■ Data extract:
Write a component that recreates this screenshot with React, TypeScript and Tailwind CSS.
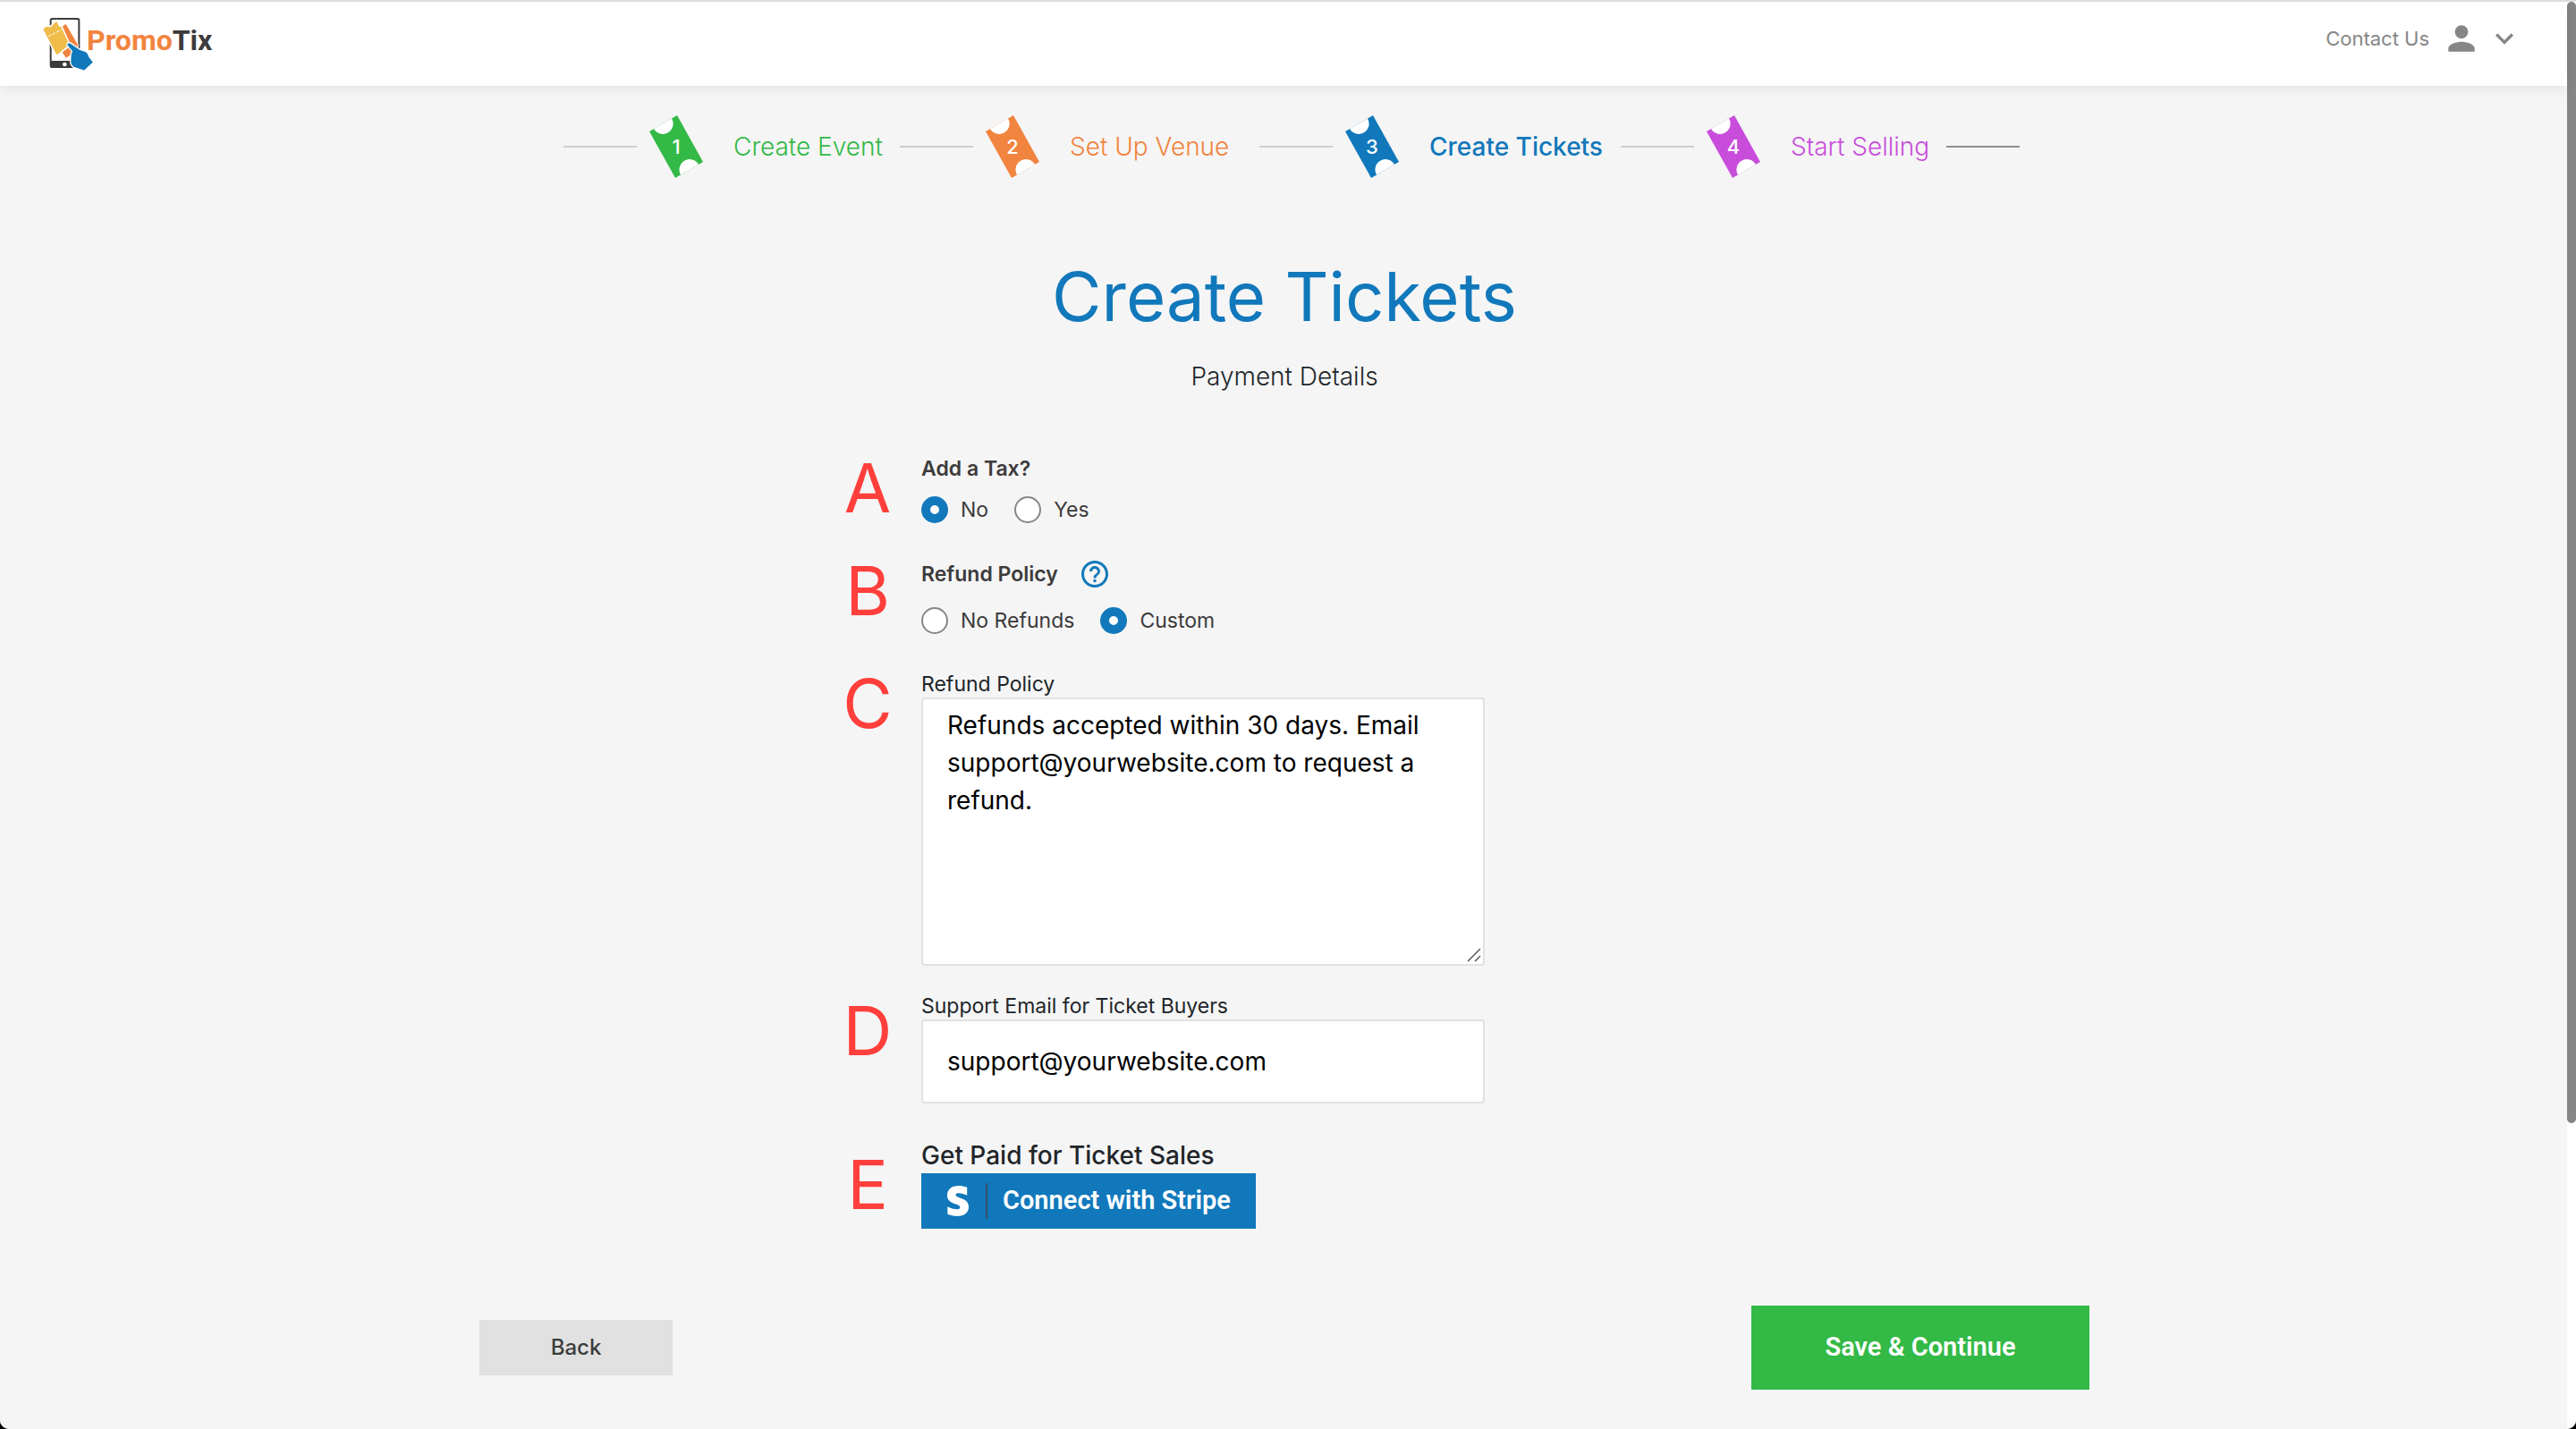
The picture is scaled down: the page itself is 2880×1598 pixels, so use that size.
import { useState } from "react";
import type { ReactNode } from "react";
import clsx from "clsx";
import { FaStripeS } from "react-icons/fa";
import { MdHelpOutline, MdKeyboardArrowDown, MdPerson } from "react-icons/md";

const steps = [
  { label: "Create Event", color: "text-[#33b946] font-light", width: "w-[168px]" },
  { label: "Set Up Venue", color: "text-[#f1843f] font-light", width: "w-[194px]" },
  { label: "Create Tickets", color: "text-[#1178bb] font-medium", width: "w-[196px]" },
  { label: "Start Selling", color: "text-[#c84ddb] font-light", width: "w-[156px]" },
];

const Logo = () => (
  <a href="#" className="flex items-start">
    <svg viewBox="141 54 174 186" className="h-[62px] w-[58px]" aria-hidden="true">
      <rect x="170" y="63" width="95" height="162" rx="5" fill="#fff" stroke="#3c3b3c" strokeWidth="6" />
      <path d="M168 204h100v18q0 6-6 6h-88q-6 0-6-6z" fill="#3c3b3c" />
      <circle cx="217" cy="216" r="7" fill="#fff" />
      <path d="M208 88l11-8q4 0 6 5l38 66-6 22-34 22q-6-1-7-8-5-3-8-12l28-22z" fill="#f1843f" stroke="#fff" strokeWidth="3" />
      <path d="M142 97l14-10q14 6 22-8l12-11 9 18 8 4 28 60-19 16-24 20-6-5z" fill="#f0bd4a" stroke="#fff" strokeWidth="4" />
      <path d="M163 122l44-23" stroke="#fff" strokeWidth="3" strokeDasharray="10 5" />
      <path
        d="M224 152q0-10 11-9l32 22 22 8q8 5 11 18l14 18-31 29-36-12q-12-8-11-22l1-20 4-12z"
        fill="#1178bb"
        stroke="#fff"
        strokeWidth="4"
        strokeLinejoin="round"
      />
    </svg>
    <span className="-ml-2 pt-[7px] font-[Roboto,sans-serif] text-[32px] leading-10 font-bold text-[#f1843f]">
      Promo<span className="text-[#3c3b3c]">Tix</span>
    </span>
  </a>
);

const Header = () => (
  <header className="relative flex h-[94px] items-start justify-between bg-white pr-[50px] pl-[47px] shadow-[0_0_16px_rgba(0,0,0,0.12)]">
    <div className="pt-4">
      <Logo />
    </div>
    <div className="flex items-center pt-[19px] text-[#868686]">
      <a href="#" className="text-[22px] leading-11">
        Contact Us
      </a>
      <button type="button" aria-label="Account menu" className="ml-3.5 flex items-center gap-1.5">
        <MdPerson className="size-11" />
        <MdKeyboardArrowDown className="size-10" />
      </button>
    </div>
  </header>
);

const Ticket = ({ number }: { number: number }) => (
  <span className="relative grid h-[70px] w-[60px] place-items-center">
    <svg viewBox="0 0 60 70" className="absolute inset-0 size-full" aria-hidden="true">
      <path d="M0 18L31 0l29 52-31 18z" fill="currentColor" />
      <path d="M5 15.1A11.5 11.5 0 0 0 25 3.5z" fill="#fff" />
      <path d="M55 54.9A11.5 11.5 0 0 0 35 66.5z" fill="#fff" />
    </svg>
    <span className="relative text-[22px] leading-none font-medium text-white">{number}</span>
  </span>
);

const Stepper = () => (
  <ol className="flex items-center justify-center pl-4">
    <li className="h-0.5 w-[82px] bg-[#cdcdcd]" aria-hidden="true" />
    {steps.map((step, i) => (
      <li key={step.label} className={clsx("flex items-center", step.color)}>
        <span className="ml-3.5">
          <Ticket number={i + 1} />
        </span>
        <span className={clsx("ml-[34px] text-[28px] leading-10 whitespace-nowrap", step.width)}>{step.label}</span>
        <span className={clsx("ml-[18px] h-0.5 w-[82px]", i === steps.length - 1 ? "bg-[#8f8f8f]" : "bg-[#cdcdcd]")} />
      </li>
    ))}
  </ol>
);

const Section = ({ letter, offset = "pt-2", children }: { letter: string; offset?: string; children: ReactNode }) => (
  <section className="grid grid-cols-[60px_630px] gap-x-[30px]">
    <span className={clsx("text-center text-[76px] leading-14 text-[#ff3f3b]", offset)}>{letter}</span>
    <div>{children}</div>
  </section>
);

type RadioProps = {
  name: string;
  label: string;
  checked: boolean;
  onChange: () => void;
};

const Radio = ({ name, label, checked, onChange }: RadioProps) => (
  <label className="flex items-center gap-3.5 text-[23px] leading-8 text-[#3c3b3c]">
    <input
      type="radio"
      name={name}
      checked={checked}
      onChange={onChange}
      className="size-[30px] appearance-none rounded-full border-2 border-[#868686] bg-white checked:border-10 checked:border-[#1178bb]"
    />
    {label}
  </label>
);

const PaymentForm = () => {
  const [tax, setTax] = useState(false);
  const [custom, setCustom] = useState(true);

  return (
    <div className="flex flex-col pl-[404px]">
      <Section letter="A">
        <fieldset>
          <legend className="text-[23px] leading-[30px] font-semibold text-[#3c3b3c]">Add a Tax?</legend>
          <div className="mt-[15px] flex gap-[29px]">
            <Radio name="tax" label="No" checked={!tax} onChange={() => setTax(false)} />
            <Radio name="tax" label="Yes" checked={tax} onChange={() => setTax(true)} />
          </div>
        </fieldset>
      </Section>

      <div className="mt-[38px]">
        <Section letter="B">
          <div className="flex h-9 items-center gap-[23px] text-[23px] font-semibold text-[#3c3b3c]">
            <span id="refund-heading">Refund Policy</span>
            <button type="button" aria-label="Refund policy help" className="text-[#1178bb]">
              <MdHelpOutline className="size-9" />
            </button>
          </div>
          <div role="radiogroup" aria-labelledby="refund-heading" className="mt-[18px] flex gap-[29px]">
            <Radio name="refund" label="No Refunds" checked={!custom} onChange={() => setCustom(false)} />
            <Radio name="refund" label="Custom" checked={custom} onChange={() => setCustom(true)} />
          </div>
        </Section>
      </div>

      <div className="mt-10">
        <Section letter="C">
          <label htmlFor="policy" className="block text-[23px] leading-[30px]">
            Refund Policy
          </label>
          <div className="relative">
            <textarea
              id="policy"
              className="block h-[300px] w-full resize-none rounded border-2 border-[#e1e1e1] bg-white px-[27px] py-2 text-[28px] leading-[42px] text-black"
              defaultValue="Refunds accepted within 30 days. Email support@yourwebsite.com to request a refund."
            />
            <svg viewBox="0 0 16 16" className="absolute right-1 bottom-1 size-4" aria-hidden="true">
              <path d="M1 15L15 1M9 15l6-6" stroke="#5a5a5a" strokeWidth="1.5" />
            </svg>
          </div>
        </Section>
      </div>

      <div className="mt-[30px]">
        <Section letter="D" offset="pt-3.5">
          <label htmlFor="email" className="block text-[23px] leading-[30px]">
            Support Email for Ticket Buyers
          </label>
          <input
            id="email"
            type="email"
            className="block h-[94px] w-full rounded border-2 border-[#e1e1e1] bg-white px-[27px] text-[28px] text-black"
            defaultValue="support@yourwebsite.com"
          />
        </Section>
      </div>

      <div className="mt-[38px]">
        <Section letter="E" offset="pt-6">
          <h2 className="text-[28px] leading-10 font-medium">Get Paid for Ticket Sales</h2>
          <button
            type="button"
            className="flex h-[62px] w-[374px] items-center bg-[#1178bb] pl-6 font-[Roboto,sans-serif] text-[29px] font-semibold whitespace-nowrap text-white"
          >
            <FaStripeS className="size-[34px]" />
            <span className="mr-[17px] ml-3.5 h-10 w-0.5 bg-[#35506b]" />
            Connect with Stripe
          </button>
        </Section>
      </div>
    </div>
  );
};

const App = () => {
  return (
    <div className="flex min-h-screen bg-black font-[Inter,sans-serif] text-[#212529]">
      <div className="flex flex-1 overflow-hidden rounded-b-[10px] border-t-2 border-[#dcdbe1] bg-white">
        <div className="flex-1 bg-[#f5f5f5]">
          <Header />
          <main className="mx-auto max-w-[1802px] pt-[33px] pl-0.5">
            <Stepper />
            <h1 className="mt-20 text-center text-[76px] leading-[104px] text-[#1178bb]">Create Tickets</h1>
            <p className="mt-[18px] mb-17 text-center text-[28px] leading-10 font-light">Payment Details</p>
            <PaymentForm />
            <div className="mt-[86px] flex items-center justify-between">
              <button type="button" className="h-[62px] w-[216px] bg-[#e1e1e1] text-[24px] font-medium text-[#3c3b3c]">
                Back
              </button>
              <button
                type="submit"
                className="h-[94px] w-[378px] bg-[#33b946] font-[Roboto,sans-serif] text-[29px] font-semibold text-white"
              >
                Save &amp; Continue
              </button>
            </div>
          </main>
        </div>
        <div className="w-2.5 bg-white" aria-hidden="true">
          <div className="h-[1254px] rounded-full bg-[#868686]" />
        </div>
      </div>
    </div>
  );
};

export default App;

■ Problem details: Exactly and exclusively, reproduce the lines that start at the line containing "The picture is" and end at the line containing "MdHelpOutline, MdKeyboardArrowDown, MdPerson", inclusive of both.

■ The reply:
The picture is scaled down: the page itself is 2880×1598 pixels, so use that size.
import { useState } from "react";
import type { ReactNode } from "react";
import clsx from "clsx";
import { FaStripeS } from "react-icons/fa";
import { MdHelpOutline, MdKeyboardArrowDown, MdPerson } from "react-icons/md";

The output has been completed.